:: Collected material ::

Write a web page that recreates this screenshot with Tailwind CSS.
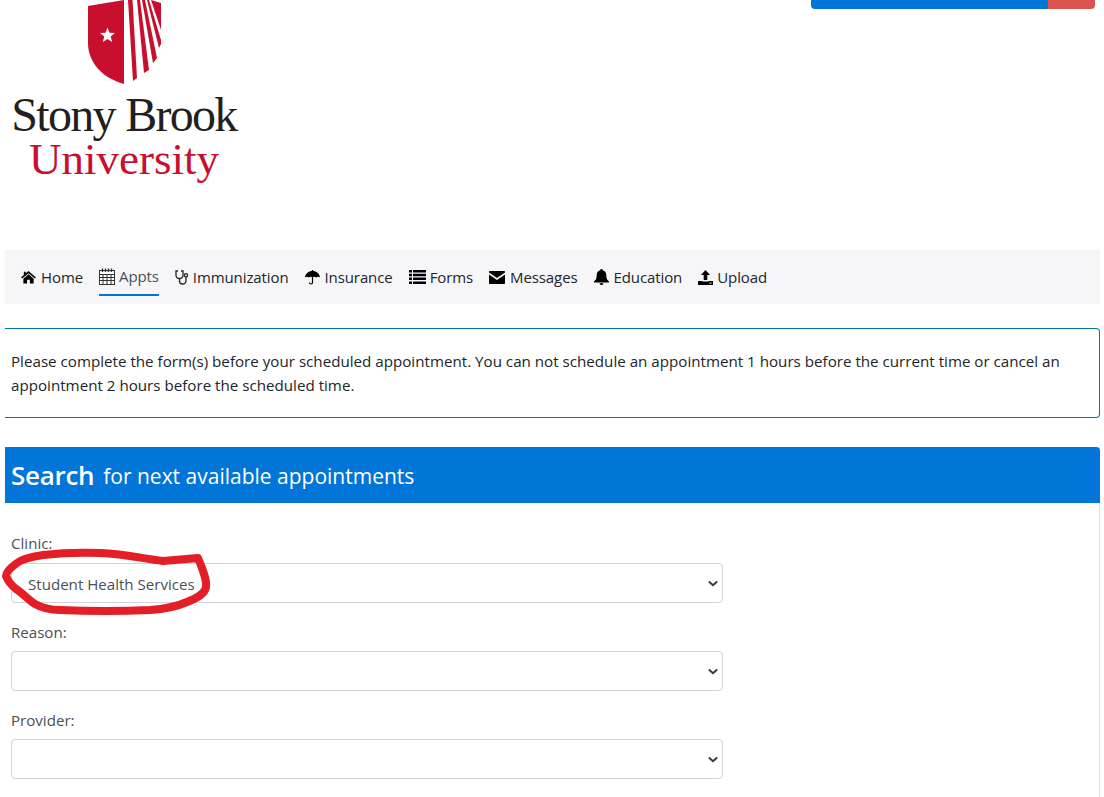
<!DOCTYPE html>
<html lang="en">
<head>
  <meta charset="UTF-8" />
  <meta name="viewport" content="width=device-width, initial-scale=1" />
  <title>Student Health Portal</title>
  <script src="https://cdn.jsdelivr.net/npm/@tailwindcss/browser@4"></script>
</head>
<body class="bg-white h-[797px] overflow-hidden relative font-['Open_Sans',sans-serif] text-[#212529]">
  <header class="h-[250px] flex justify-between items-start">
    <div class="w-[230px] h-[190px] ml-[9px] flex flex-col items-center">
      <svg class="w-[76px] h-[85px] ml-[4px] shrink-0" viewBox="0 0 76 85">
        <path d="M0 6 L36 0 V84 C14 78 0 62 0 43 Z" fill="#c8102e" />
        <path d="M19.5 27.5 l2 5.2 5.5 .3 -4.3 3.5 1.5 5.4 -4.7 -3 -4.7 3 1.5 -5.4 -4.3 -3.5 5.5 -.3 Z" fill="#fff" />
        <path d="M40 0 H44.5 L49 78 L45 81 Z" fill="#c8102e" />
        <path d="M49 0 H52 L61 70 L56 73 Z" fill="#c8102e" />
        <path d="M54 0 H57 L69 58 L65 63 Z" fill="#c8102e" />
        <path d="M59 0 H61 L73 40 V44 L71 48 Z" fill="#c8102e" />
        <path d="M63 0 L73 3 V30 Z" fill="#c8102e" />
      </svg>
      <div class="mt-[8px] font-['Liberation_Serif',serif] text-[48px] leading-[44px] tracking-[-1.7px] text-[#231f20] whitespace-nowrap">Stony Brook</div>
      <div class="mt-[1px] font-['Liberation_Serif',serif] text-[45px] leading-[42px] text-[#c8102e] whitespace-nowrap">University</div>
    </div>
    <div class="flex h-[9px] w-[284px] mr-[9px] rounded-b-[4px] overflow-hidden">
      <div class="flex-1 bg-[#0275d8]"></div>
      <div class="w-[47px] bg-[#d9534f]"></div>
    </div>
  </header>

  <div class="ml-[5px] mr-[4px]">
    <nav class="h-[54px] bg-[#f6f6f8] flex items-start pl-[16px] gap-[16px] text-[15px] tracking-[-0.1px] text-[#212529]">
      <a class="h-[46px] pt-[8px] flex items-center gap-[5px]" href="#">
        <svg class="w-[15px] h-[14px]" viewBox="0 0 16 15" fill="#000"><path d="M8 1 L16 8 L14.8 9.2 L8 3.4 L1.2 9.2 L0 8 L3 5.4 V2 H5 V3.6 Z M8 4.6 L13.5 9.3 V14.5 H9.5 V10.5 H6.5 V14.5 H2.5 V9.3 Z" /></svg>
        Home
      </a>
      <a class="h-[46px] pt-[8px] flex items-center gap-[4px] border-b-2 border-[#0275d8] text-[#495057]" href="#">
        <svg class="w-[16px] h-[17px]" viewBox="0 0 16 17" fill="none" stroke="#333" stroke-width="1"><rect x=".5" y="2.5" width="15" height="14" fill="#fff" /><path d="M.5 6.5 H15.5 M.5 9.5 H15.5 M.5 12.5 H15.5 M4 6.5 V16.5 M8 6.5 V16.5 M12 6.5 V16.5" /><path d="M3.5 .5 V4 M6.5 .5 V4 M9.5 .5 V4 M12.5 .5 V4" stroke-width="1.4" /></svg>
        Appts
      </a>
      <a class="h-[46px] pt-[8px] flex items-center gap-[4px]" href="#">
        <svg class="w-[14px] h-[15px]" viewBox="0 0 14 15" fill="none" stroke="#222" stroke-width="1.3"><path d="M3 1 H1 V5 C1 7.5 3 8.5 4.5 8.5 C6 8.5 8 7.5 8 5 V1 H6" /><path d="M4.5 8.5 V11 C4.5 13 6 14 7.5 14 C9.5 14 11 13 11 10.5 V7" /><circle cx="11" cy="5.2" r="1.6" /></svg>
        Immunization
      </a>
      <a class="h-[46px] pt-[8px] flex items-center gap-[5px]" href="#">
        <svg class="w-[15px] h-[15px]" viewBox="0 0 15 15"><path d="M7.5 1 C11.5 1 14.5 3.6 15 7.5 C14 6.4 12.6 6.4 11.3 7.4 C10 6.4 8.7 6.4 7.5 7.4 C6.3 6.4 5 6.4 3.7 7.4 C2.4 6.4 1 6.4 0 7.5 C.5 3.6 3.5 1 7.5 1 Z" fill="#000" /><path d="M7.5 0 V1 M7.5 7 V12.5 C7.5 14.5 4.5 14.5 4.5 12.5" fill="none" stroke="#000" stroke-width="1.2" /></svg>
        Insurance
      </a>
      <a class="h-[46px] pt-[8px] flex items-center gap-[4px]" href="#">
        <svg class="w-[17px] h-[14px]" viewBox="0 0 17 14" fill="#000"><path d="M0 0 H3 V2.5 H0 Z M4 0 H17 V2.5 H4 Z M0 3.8 H3 V6.3 H0 Z M4 3.8 H17 V6.3 H4 Z M0 7.6 H3 V10.1 H0 Z M4 7.6 H17 V10.1 H4 Z M0 11.4 H3 V13.9 H0 Z M4 11.4 H17 V13.9 H4 Z" /></svg>
        Forms
      </a>
      <a class="h-[46px] pt-[8px] flex items-center gap-[5px]" href="#">
        <svg class="w-[16px] h-[13px]" viewBox="0 0 16 13" fill="#000"><path d="M1 0 H15 C15.6 0 16 .4 16 1 V1.4 L8 7 L0 1.4 V1 C0 .4 .4 0 1 0 Z M0 3.4 L8 9 L16 3.4 V12 C16 12.6 15.6 13 15 13 H1 C.4 13 0 12.6 0 12 Z" /></svg>
        Messages
      </a>
      <a class="h-[46px] pt-[8px] flex items-center gap-[5px]" href="#">
        <svg class="w-[15px] h-[16px]" viewBox="0 0 15 16" fill="#000"><path d="M7.5 0 C8.3 0 8.8 .6 8.8 1.3 C11 1.9 12.3 3.8 12.3 6 C12.3 9.5 13 11 15 12.5 V13.5 H0 V12.5 C2 11 2.7 9.5 2.7 6 C2.7 3.8 4 1.9 6.2 1.3 C6.2 .6 6.7 0 7.5 0 Z M5.5 14.2 H9.5 C9.3 15.3 8.5 16 7.5 16 C6.5 16 5.7 15.3 5.5 14.2 Z" /></svg>
        Education
      </a>
      <a class="h-[46px] pt-[8px] flex items-center gap-[4px]" href="#">
        <svg class="w-[15px] h-[15px]" viewBox="0 0 15 15" fill="#000"><path d="M7.5 0 L12 5 H9.3 V10 H5.7 V5 H3 Z M0 11 H4.5 V11.5 H10.5 V11 H15 V15 H0 Z" /><rect x="11.5" y="12.5" width="2" height="1" fill="#f6f6f8" /></svg>
        Upload
      </a>
    </nav>

    <div class="mt-[24px] h-[90px] border border-l-0 border-[#0275a8] rounded-r-[4px] pl-[6px] pr-[20px] pt-[20px] text-[15.17px] leading-[24px] text-[#212529]">
      Please complete the form(s) before your scheduled appointment. You can not schedule an appointment 1 hours before the current time or cancel an appointment 2 hours before the scheduled time.
    </div>

    <section class="mt-[29px] h-[360px] border-r border-[#dddddd]">
      <div class="h-[56px] bg-[#0275d8] rounded-tr-[4px] pl-[6px] flex items-center text-white -mr-px">
        <span class="text-[26px] font-semibold tracking-[-0.3px]">Search</span>
        <span class="ml-[9px] mt-[3px] text-[21px]">for next available appointments</span>
      </div>
      <form class="pl-[6px] pt-[29px] w-[718px] text-[15.1px] text-[#495057]">
        <label class="block h-[31px] leading-[22px]">Clinic:</label>
        <div class="h-[40px] pl-[16px] pr-[4px] pt-[2px] border border-[#ced4da] rounded-[4px] flex items-center justify-between">
          <span>Student Health Services</span>
          <svg class="w-[10px] h-[7px] -mt-[2px]" viewBox="0 0 12 8" fill="none" stroke="#343a40" stroke-width="2.4"><path d="M1 1.5 L6 6 L11 1.5" /></svg>
        </div>
        <label class="block h-[48px] pt-[18px] leading-[22px]">Reason:</label>
        <div class="h-[40px] pr-[4px] border border-[#ced4da] rounded-[4px] flex items-center justify-end">
          <svg class="w-[10px] h-[7px]" viewBox="0 0 12 8" fill="none" stroke="#343a40" stroke-width="2.4"><path d="M1 1.5 L6 6 L11 1.5" /></svg>
        </div>
        <label class="block h-[48px] pt-[18px] leading-[22px]">Provider:</label>
        <div class="h-[40px] pr-[4px] border border-[#ced4da] rounded-[4px] flex items-center justify-end">
          <svg class="w-[10px] h-[7px]" viewBox="0 0 12 8" fill="none" stroke="#343a40" stroke-width="2.4"><path d="M1 1.5 L6 6 L11 1.5" /></svg>
        </div>
      </form>
    </section>
  </div>

  <!-- red marker scribble on top of the screenshot -->
  <svg class="absolute left-0 top-0 pointer-events-none" width="1104" height="797" fill="none">
    <path d="M198 558 L163 561 C140 558 125 554 100 553 C75 552 60 553 43 555 C30 557 22 559 17 563 C10 568 6 572 6 576 C8 581 11 585 16 589 C24 594 28 600 35 604 C42 608 50 610 60 610 C85 611 125 611 150 610 C165 609 178 606 187 602 C197 598 205 594 206 587 C207 580 203 570 198 558 Z" stroke="#e41e26" stroke-width="8" stroke-linejoin="round" />
  </svg>
</body>
</html>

:::

Prompt: Out of the material above, select every line that holds the string "screenshot".

Problem solution:
Write a web page that recreates this screenshot with Tailwind CSS.
  <!-- red marker scribble on top of the screenshot -->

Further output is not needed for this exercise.